The elephant in the room is a party animal
This blog will be on hiatus for the rest of this week. This means that there’s no point in checking out my take on tomorrow’s federal budget, because I won’t have one (and we will all be better off as a result). Nor will I bother having an opinion on what John Tory did for those three hours on Saturday, except to say that I hope he had a nice nap and that I’m not surprised by his final decision because I think he has a messiah complex: he believes his party needs him (apparently more than anyone else does). But before I go, I do want to sound off, briefly, on the rejuvenation of the “strong mayor” hullabaloo at city hall.
Of all the recommendations put forth by his fiscal review panel, the ones to which Mayor David Miller has hitched his wagon are those dealing with governance—renewing the push for a “strong mayor” system for Toronto. Which is fine, but it’s only half the story: to have a strong mayor, you will probably also need political parties of some form or other at city hall.

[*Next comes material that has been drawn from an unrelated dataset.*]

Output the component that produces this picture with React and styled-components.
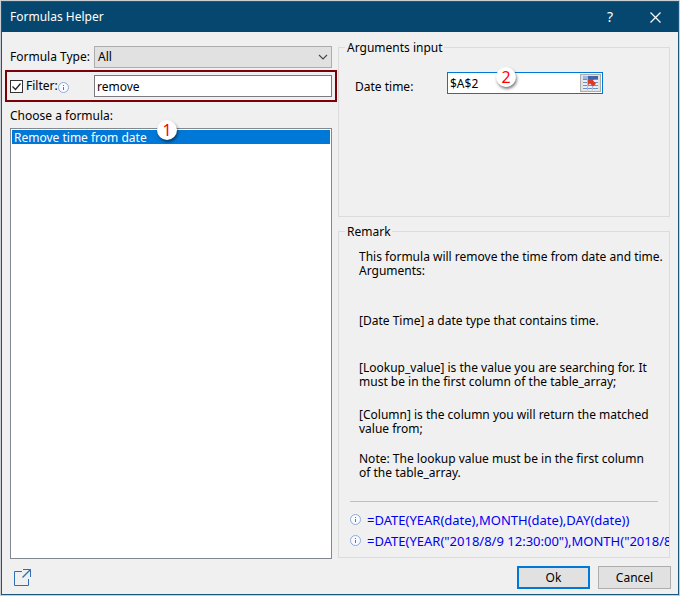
import React, { useState } from "react";
import styled, { createGlobalStyle } from "styled-components";

const GlobalStyle = createGlobalStyle`
  * {
    box-sizing: border-box;
  }

  body {
    margin: 0;
    background: #c9cfd2;
    font-family: "Noto Sans", Tahoma, sans-serif;
    font-size: 12px;
    line-height: 14px;
    color: #000;
  }

  button,
  input,
  select {
    font: inherit;
    color: inherit;
    border-radius: 0;
    margin: 0;
  }
`;

const Page = styled.div`
  display: flex;
  min-height: 100vh;
  padding: 1px;
`;

const Dialog = styled.main`
  flex: 1;
  min-width: 0;
  display: flex;
  flex-direction: column;
  background: #f0f0f0;
  border: 1px solid #1b567d;
`;

const TitleBar = styled.header`
  display: flex;
  align-items: center;
  height: 30px;
  padding: 0 13px 0 8px;
  background: #05476f;
  color: #fff;
`;

const Title = styled.h1`
  flex: 1;
  margin: 0;
  font-size: 12px;
  font-weight: normal;
`;

const TitleButton = styled.button`
  display: flex;
  align-items: center;
  justify-content: center;
  width: 20px;
  height: 28px;
  margin-left: ${(props) => (props.$spaced ? "25px" : "0")};
  padding: 0;
  border: none;
  background: none;
  font-size: 14px;
`;

const Body = styled.div`
  flex: 1;
  display: grid;
  grid-template-columns: minmax(0, 1fr) minmax(0, 1fr);
  column-gap: 1px;
  padding: 0 8px 0 3px;
`;

const LeftPane = styled.section`
  display: flex;
  flex-direction: column;
  padding-top: 14px;
`;

const RightPane = styled.section`
  display: flex;
  flex-direction: column;
  gap: 6px;
  padding: 7px 0 1px;
`;

const Row = styled.div`
  display: flex;
  align-items: center;
  padding: 0 5px;
`;

const FilterRow = styled(Row)`
  margin-top: 2px;
  padding: 3px;
  border: 2px solid #7c0007;
`;

const RowLabel = styled.div`
  display: flex;
  align-items: center;
  flex: 0 0 84px;
  white-space: nowrap;
`;

const SelectWrap = styled.div`
  position: relative;
  flex: 1;

  svg {
    position: absolute;
    right: 4px;
    top: 8px;
    pointer-events: none;
  }
`;

const Select = styled.select`
  display: block;
  appearance: none;
  width: 100%;
  height: 22px;
  padding: 0 3px;
  border: 1px solid #adadad;
  background: #e1e1e1;
`;

const TextInput = styled.input`
  flex: 1;
  min-width: 0;
  height: 22px;
  padding: 0 2px;
  border: 1px solid #7a7a7f;
  background: #fff;
  outline: none;
`;

const Checkbox = styled.input`
  appearance: none;
  width: 13px;
  height: 13px;
  margin-right: 3px;
  border: 1px solid #333;
  background: #fff;

  &:checked {
    background: #fff
      url("data:image/svg+xml,%3Csvg xmlns='http://www.w3.org/2000/svg' width='11' height='11'%3E%3Cpath d='M1.5 5.5l3 3 5-6' fill='none' stroke='%23222' stroke-width='1.2'/%3E%3C/svg%3E");
  }
`;

const InfoButton = styled.button`
  display: flex;
  padding: 0;
  border: none;
  background: none;
`;

const FilterInfo = styled(InfoButton)`
  padding-top: 3px;
`;

const ListHeading = styled.h2`
  height: 26px;
  margin: 0;
  padding: 0 5px;
  font-size: 12px;
  font-weight: normal;
  line-height: 28px;
`;

const List = styled.ul`
  flex: 1;
  margin: 0 5px;
  padding: 1px;
  list-style: none;
  border: 1px solid #828790;
  background: #fff;
`;

const ListItem = styled.li`
  position: relative;
  height: 14px;
  padding: 0 2px;
  background: #0078d7;
  color: #fff;
  line-height: 16px;
`;

const Badge = styled.span`
  position: absolute;
  top: ${(props) => props.$top};
  left: ${(props) => props.$left};
  width: 20px;
  height: 20px;
  border-radius: 50%;
  background: #fff;
  box-shadow: 1px 2px 3px rgba(0, 0, 0, 0.5);
  color: #f00;
  font-size: 16px;
  line-height: 20px;
  text-align: center;
`;

const Group = styled.fieldset`
  flex: ${(props) => (props.$grow ? "1" : "none")};
  min-width: 0;
  min-height: 178px;
  margin: 0;
  padding: 0;
  border: 1px solid #dcdcdc;
`;

const Legend = styled.legend`
  margin-left: 6px;
  padding: 2px 1px 0 2px;
`;

const ArgumentRow = styled.div`
  display: flex;
  padding: 17px 16px 0;
`;

const ArgumentLabel = styled.label`
  flex: 0 0 92px;
  padding-top: 8px;
`;

const CellInput = styled.div`
  position: relative;
  flex: 0 1 156px;
  min-width: 0;
  display: flex;
  align-items: center;
  height: 22px;
  padding-right: 1px;
  border: 1px solid #0078d7;
  background: #fff;

  input {
    height: 20px;
    border: none;
  }
`;

const PickButton = styled.button`
  flex: none;
  display: flex;
  align-items: center;
  justify-content: center;
  width: 21px;
  height: 18px;
  padding: 0;
  border: 1px solid #adadad;
  background: #e1e1e1;
`;

const Remark = styled.div`
  padding: 11px 4px 0 20px;
`;

const Paragraph = styled.p`
  margin: 0 0 ${(props) => props.$after};
  white-space: pre-line;
`;

const Divider = styled.hr`
  margin: 0 11px 7px;
  border: none;
  border-top: 1px solid #bfbfbf;
`;

const FormulaLine = styled.div`
  display: flex;
  align-items: center;
  gap: 6px;
  height: 21px;
  padding-left: 11px;
  overflow: hidden;
  color: #0000f0;
  font-size: 13px;
  white-space: nowrap;
`;

const Footer = styled.footer`
  display: flex;
  align-items: center;
  gap: 8px;
  height: 35px;
  padding: 2px 7px 0 12px;
`;

const OpenLink = styled.a`
  display: flex;
  margin-right: auto;
`;

const Button = styled.button`
  width: 73px;
  height: 23px;
  padding: 0;
  border: ${(props) => (props.$primary ? "2px solid #0078d7" : "1px solid #adadad")};
  background: #e1e1e1;
`;

const InfoIcon = () => (
  <svg width="11" height="11" viewBox="0 0 11 11">
    <circle cx="5.5" cy="5.5" r="5" fill="#f8faff" stroke="#8fabd8" />
    <path d="M5 3h1v1H5zM5 5h1v3H5z" fill="#5b78ac" />
  </svg>
);

const ChevronIcon = () => (
  <svg width="10" height="7" viewBox="0 0 10 7">
    <path d="M1 1l4 4 4-4" fill="none" stroke="#444" strokeWidth="1.1" />
  </svg>
);

const CloseIcon = () => (
  <svg width="11" height="11" viewBox="0 0 11 11">
    <path d="M0.5 0.5l10 10M10.5 0.5l-10 10" stroke="#fff" strokeWidth="1.2" />
  </svg>
);

const RangeIcon = () => (
  <svg width="15" height="14" viewBox="0 0 15 14">
    <rect width="15" height="14" fill="#e6eefb" />
    <path d="M0 3.5h15M0 6.5h15M0 9.5h15M0 12.5h15" stroke="#6f8fc4" />
    <path d="M4.5 0v14M9.5 0v14" stroke="#a9bcdd" />
    <path d="M5 0h10v3H5z" fill="#3f64a8" />
    <path d="M0 0h5v3H0z" fill="#9db8e6" />
    <path d="M5 3h6l-1 1.5 3 3-3 3-3-3L5 9z" fill="#dc3926" />
  </svg>
);

const OpenIcon = () => (
  <svg width="18" height="18" viewBox="0 0 18 18" fill="none" stroke="#2f6db5">
    <path d="M8 2.5H0.5v14h14V10" />
    <path d="M9 0.5h7.5V8" />
    <path d="M8.5 8.5l8-8" strokeWidth="1.2" />
  </svg>
);

const remarks = [
  { text: "This formula will remove the time from date and time.\nArguments:", after: "36px" },
  { text: "[Date Time] a date type that contains time.", after: "33px" },
  {
    text: "[Lookup_value] is the value you are searching for. It\nmust be in the first column of the table_array;",
    after: "19px",
  },
  { text: "[Column] is the column you will return the matched\nvalue from;", after: "16px" },
  { text: "Note: The lookup value must be in the first column\nof the table_array.", after: "21px" },
];

const formulas = [
  "=DATE(YEAR(date),MONTH(date),DAY(date))",
  '=DATE(YEAR("2018/8/9 12:30:00"),MONTH("2018/8/9',
];

const App = () => {
  const [filterOn, setFilterOn] = useState(true);
  const [filter, setFilter] = useState("remove");
  const [cell, setCell] = useState("$A$2");

  return (
    <Page>
      <GlobalStyle />
      <Dialog>
        <TitleBar>
          <Title>Formulas Helper</Title>
          <TitleButton aria-label="Help">?</TitleButton>
          <TitleButton $spaced aria-label="Close">
            <CloseIcon />
          </TitleButton>
        </TitleBar>

        <Body>
          <LeftPane>
            <Row>
              <RowLabel>
                <label htmlFor="type">Formula Type:</label>
              </RowLabel>
              <SelectWrap>
                <Select id="type">
                  <option>All</option>
                </Select>
                <ChevronIcon />
              </SelectWrap>
            </Row>
            <FilterRow>
              <RowLabel>
                <Checkbox
                  id="filterOn"
                  type="checkbox"
                  checked={filterOn}
                  onChange={(e) => setFilterOn(e.target.checked)}
                />
                <label htmlFor="filterOn">Filter:</label>
                <FilterInfo aria-label="About the filter">
                  <InfoIcon />
                </FilterInfo>
              </RowLabel>
              <TextInput
                aria-label="Filter text"
                value={filter}
                disabled={!filterOn}
                onChange={(e) => setFilter(e.target.value)}
              />
            </FilterRow>
            <ListHeading>Choose a formula:</ListHeading>
            <List>
              <ListItem>
                Remove time from date
                <Badge $top="-10px" $left="145px">1</Badge>
              </ListItem>
            </List>
          </LeftPane>

          <RightPane>
            <Group>
              <Legend>Arguments input</Legend>
              <ArgumentRow>
                <ArgumentLabel htmlFor="cell">Date time:</ArgumentLabel>
                <CellInput>
                  <TextInput id="cell" value={cell} onChange={(e) => setCell(e.target.value)} />
                  <PickButton aria-label="Select range">
                    <RangeIcon />
                  </PickButton>
                  <Badge $top="-6px" $left="48px">2</Badge>
                </CellInput>
              </ArgumentRow>
            </Group>

            <Group $grow>
              <Legend>Remark</Legend>
              <Remark>
                {remarks.map((r) => (
                  <Paragraph key={r.text} $after={r.after}>
                    {r.text}
                  </Paragraph>
                ))}
              </Remark>
              <Divider />
              {formulas.map((f) => (
                <FormulaLine key={f}>
                  <InfoButton aria-label="About this formula">
                    <InfoIcon />
                  </InfoButton>
                  {f}
                </FormulaLine>
              ))}
            </Group>
          </RightPane>
        </Body>

        <Footer>
          <OpenLink href="#" aria-label="Open in a new window">
            <OpenIcon />
          </OpenLink>
          <Button $primary>Ok</Button>
          <Button>Cancel</Button>
        </Footer>
      </Dialog>
    </Page>
  );
};

export default App;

The panel recommends that the mayor be able to hire and fire the city manager. They say the mayor and the executive committee should have their own professional support staff. And they believe “the mayor and the executive committee should set and communicate clear and focused priorities” and “set the overarching vision and strategy.” In other words, they want the city’s “cabinet” to put forward a policy platform, in much the same way political parties do at other levels of government. The stronger the mayor becomes, the less inclined we should be to hand the power over to a lone-wolf candidate who is impervious to outside influence. Parties can be an important part of the checks-and-balances system in this regard: the more powerful an elected office is, the more we depend on political parties to express what they want to do with that office—and to guide the hand of the person who holds it.
Whenever people talk about a strong-mayor system, they point to U.S. cities like New York and Chicago, oblivious to the fact that the Democratic and Republican machines play an integral role in municipal politics there. Municipal political parties are the elephant in the Toronto council chamber right now, and the more we talk about a stronger mayor, the more we’re going to have to talk about a party system.